Ну, вот наконец-то и это анданте. Собственно, надпись на рукописи гласила: «Lento assai, quasi una canzona», но для краткости все называли его «анданте». Анданте из квартета Эдгара! Марыся Билинская произносила это как-то подчеркнуто, точно в произведении Эдгара было для нее что-то захватывающее и вместе с тем что-то от mauvais genre {64}. Да и сам Эдгар уже привык к этой терминологии и стал называть эту часть «мое анданте». Теперь его часто исполняли в Польше — только его, без остальных частей квартета. Алек утверждал, что сам слышал, как его играл оркестр Мелодиста в одном из кафе, и удивительного в этом ничего не было.
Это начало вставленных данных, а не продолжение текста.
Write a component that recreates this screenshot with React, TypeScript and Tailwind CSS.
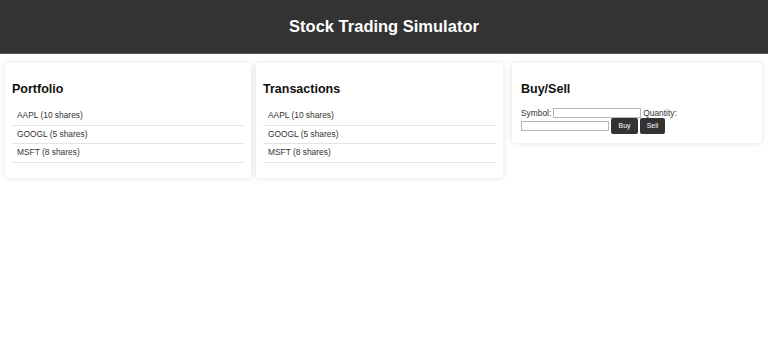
const holdings = ["AAPL (10 shares)", "GOOGL (5 shares)", "MSFT (8 shares)"];

function ListCard({ title, items, width }: { title: string; items: string[]; width: string }) {
  return (
    <div className={`${width} shrink-0 rounded-[3px] bg-white px-[7px] pt-[7px] pb-[7px] shadow-[0_0_6px_rgba(0,0,0,0.12)]`}>
      <h2 className="mt-[12px] mb-[11px] text-[12.5px] leading-[14.4px] font-bold text-[#111]">{title}</h2>
      <ul className="mb-[8px]">
        {items.map(item => (
          <li key={item} className="border-b border-[#e4e4e4] px-[5px] py-[4px] text-[8.4px] leading-[9.5px] text-[#333]">
            {item}
          </li>
        ))}
      </ul>
    </div>
  );
}

export default function App() {
  return (
    <div className="min-h-[360px] bg-white font-['Liberation_Sans',Arial,sans-serif]">
      <header className="flex h-[54px] items-center justify-center border-b border-[#555] bg-[#333]">
        <h1 className="text-[16.5px] leading-[19px] font-bold text-white">Stock Trading Simulator</h1>
      </header>

      <main className="mt-[9px] flex items-start pl-[5px]">
        <ListCard title="Portfolio" items={holdings} width="w-[246px]" />
        <div className="ml-[5px]">
          <ListCard title="Transactions" items={holdings} width="w-[247px]" />
        </div>

        <div className="ml-[9px] w-[250px] shrink-0 rounded-[3px] bg-white px-[9px] pt-[7px] pb-[9px] shadow-[0_0_6px_rgba(0,0,0,0.12)]">
          <h2 className="mt-[12px] mb-[12px] text-[12.5px] leading-[14.4px] font-bold text-[#111]">Buy/Sell</h2>
          <form onSubmit={e => e.preventDefault()}>
            <div className="flex items-center text-[8.4px] leading-[10px] text-[#333]">
              <label>Symbol:</label>
              <input
                type="text"
                className="ml-[2px] h-[10px] w-[88px] border border-[#b5b5b5] bg-white"
              />
              <label className="ml-[2px]">Quantity:</label>
            </div>
            <div className="flex items-center">
              <input
                type="number"
                className="h-[10px] w-[88px] border border-[#b5b5b5] bg-white"
              />
              <button
                type="submit"
                className="ml-[2px] h-[16px] w-[27px] rounded-[2px] bg-[#333] text-[6.9px] text-white"
              >
                Buy
              </button>
              <button
                type="button"
                className="ml-[2px] h-[16px] w-[25px] rounded-[2px] bg-[#333] text-[6.9px] text-white"
              >
                Sell
              </button>
            </div>
          </form>
        </div>
      </main>
    </div>
  );
}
В Женеве на «Quai Mont Blanc» как-то дождливым днем Эдгар сам слышал, как эту lento quasi una canzona исполняли между «Весной» Грига и «Fruhlingsrauschen» Синдинга. И играл ее какой-то «салонный» оркестр…
Так что сейчас Эдгар боялся услышать эти звуки. Но и они донеслись до него в отличном, тонком, камерном звучании, смычки перехватывали друг у друга мелодию, и не было в этом ничего похожего на ту броскость, с какой исполняли это анданте фаготы и кларнеты в женевской трактовке. Эдгар боялся услышать эту песенку, особенно после письма Януша, который обещал, что в ней будет звучать «голос твоей земли», и после своих воспоминаний о полураспаханном поле под Аркадией, которое так отчетливо возникло в памяти, когда он приготовился слушать свою музыку. Он думал, что песенка будет отягощена балластом патриотических чувств или вообще каких-то чувств, которых и в помине не было, когда он сочинял ее. Мелодия возникла сама собой и, с необычайной простотой интонированная Дубиской, прошла через все инструменты так естественно, что Эдгар не успел опомниться, как уже наступила центральная часть, lento. И это было так просто и знакомо Эдгару, что он как будто услышал lento не где-то извне, а в себе, внутри себя, так, как слышал эту часть квартета тогда, когда она не была еще написана, когда он сидел, наполненный ею до краев, под подстриженной шпалерой акаций между парком Аркадии и ловичским полем. И только когда послышались сладкие, хотя и высокие трели и тремоло второй части, в нем что-то дрогнуло. Как раз тут началась другая тема, колышущаяся, ниспадающая после трех высоких нот глубоко-глубоко и легко колеблющаяся, как кувшинки на черной глади пруда, кувшинки, что кружат от погруженного в воду смычка — удочки.